▸ GIVEN MATERIAL

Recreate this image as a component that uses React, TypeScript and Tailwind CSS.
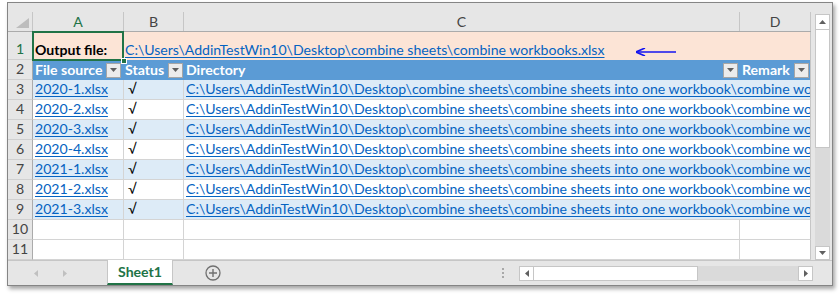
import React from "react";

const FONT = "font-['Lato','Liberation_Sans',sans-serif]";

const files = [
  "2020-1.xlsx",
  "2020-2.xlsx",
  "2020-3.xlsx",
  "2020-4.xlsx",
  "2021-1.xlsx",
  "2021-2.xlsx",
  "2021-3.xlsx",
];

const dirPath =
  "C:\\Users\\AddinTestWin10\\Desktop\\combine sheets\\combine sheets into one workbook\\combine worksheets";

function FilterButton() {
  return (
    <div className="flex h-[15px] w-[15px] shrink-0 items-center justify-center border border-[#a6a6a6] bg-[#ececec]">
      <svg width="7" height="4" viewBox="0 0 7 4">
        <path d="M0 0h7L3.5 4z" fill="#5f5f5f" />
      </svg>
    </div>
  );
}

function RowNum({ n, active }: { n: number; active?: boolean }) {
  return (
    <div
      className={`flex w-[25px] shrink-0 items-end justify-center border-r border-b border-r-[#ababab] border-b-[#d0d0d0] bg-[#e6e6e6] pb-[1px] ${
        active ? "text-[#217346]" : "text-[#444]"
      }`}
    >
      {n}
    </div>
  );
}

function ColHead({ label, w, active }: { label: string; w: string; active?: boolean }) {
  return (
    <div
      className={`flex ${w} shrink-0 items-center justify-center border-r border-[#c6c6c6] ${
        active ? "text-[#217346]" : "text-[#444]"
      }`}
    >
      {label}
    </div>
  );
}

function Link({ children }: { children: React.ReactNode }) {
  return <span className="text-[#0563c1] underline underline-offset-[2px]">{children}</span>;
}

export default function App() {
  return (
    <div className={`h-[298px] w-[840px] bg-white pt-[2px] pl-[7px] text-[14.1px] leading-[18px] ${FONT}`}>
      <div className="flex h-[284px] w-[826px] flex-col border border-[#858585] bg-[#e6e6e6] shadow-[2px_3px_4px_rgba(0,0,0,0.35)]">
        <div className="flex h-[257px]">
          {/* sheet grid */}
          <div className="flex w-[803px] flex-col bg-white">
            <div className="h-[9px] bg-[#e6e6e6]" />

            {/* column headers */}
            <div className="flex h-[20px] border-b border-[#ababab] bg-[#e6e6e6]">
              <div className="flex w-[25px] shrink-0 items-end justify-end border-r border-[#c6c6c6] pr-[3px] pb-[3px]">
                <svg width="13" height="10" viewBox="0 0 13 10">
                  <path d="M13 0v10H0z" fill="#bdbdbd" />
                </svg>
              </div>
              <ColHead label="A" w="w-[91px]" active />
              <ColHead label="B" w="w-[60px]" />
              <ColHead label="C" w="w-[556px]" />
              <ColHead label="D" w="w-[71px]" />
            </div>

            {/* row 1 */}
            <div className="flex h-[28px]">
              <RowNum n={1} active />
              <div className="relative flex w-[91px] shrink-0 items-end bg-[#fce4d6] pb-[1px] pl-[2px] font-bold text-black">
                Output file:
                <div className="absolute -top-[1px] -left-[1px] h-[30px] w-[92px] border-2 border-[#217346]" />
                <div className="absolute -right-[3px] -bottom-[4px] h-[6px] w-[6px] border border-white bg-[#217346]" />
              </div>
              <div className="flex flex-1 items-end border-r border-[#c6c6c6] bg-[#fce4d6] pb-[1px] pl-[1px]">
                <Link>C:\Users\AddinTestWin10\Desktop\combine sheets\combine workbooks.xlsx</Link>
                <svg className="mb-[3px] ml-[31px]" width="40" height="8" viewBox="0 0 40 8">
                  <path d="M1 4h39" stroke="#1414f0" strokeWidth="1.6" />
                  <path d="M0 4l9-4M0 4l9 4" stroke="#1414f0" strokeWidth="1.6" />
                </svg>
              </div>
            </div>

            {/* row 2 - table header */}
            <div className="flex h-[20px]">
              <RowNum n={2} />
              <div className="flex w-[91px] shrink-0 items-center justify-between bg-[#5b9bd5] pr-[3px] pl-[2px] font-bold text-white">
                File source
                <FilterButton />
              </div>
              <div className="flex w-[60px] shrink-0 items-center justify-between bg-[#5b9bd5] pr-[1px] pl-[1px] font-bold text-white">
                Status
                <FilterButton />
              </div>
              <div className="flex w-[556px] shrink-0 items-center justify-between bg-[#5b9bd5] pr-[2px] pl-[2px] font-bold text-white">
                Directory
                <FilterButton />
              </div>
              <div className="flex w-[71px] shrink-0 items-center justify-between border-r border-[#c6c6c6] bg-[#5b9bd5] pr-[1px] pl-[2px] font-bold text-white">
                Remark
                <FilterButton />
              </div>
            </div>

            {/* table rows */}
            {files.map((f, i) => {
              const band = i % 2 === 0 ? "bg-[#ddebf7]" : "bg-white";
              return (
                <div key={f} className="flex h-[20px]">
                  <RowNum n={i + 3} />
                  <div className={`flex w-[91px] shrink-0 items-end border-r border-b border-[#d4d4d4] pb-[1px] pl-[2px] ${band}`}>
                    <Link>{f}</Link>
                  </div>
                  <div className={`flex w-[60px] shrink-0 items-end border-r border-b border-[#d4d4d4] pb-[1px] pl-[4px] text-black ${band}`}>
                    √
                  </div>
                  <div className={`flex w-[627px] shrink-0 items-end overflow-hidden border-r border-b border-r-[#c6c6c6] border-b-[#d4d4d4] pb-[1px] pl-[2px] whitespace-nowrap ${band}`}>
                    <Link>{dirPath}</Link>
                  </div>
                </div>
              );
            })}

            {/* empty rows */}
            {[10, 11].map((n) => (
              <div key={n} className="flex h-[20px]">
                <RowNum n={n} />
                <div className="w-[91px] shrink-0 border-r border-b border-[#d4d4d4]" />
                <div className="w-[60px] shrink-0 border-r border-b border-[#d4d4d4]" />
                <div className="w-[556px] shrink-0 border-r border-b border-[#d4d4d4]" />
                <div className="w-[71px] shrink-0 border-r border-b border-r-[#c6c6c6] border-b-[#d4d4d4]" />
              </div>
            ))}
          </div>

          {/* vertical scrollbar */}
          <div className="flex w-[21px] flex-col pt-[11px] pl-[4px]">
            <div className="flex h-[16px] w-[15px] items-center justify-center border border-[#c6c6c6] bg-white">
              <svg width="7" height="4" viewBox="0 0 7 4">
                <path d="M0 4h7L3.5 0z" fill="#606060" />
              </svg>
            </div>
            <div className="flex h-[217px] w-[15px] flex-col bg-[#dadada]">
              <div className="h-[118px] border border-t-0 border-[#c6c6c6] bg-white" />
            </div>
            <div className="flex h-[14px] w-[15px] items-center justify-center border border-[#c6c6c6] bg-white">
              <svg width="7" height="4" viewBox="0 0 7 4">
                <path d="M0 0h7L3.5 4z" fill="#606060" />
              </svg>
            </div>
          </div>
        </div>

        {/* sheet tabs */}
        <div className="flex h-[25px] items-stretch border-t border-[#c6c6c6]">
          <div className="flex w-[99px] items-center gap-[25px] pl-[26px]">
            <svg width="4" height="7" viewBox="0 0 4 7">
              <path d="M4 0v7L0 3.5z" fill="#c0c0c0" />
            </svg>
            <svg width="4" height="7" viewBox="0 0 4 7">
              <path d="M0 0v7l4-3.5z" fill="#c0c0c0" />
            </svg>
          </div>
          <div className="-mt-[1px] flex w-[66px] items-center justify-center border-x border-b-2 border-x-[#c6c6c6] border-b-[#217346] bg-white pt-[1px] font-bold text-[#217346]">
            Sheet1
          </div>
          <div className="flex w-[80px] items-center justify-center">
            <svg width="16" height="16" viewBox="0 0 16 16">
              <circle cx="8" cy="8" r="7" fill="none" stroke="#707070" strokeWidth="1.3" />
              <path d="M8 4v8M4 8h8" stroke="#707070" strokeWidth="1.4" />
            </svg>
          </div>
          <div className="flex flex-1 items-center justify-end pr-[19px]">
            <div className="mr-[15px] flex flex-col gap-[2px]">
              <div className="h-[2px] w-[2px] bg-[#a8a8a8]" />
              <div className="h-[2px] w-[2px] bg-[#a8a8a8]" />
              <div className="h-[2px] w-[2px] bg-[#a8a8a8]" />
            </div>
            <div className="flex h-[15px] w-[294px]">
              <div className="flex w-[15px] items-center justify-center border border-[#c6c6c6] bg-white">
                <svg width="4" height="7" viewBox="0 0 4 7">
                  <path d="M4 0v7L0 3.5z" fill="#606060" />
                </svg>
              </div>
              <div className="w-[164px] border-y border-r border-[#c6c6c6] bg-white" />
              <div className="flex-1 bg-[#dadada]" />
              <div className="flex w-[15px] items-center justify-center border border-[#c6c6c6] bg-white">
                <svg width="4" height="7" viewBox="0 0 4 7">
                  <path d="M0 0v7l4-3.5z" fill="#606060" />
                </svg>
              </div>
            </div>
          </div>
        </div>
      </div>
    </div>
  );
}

▸ EXERCISE DETAILS
Without any pictures, reproduce the lines from the first one in the material through the line that has "sheets\\combine sheets into", exactly as they appear.

▸ TASK OUTPUT
Recreate this image as a component that uses React, TypeScript and Tailwind CSS.
import React from "react";

const FONT = "font-['Lato','Liberation_Sans',sans-serif]";

const files = [
  "2020-1.xlsx",
  "2020-2.xlsx",
  "2020-3.xlsx",
  "2020-4.xlsx",
  "2021-1.xlsx",
  "2021-2.xlsx",
  "2021-3.xlsx",
];

const dirPath =
  "C:\\Users\\AddinTestWin10\\Desktop\\combine sheets\\combine sheets into one workbook\\combine worksheets";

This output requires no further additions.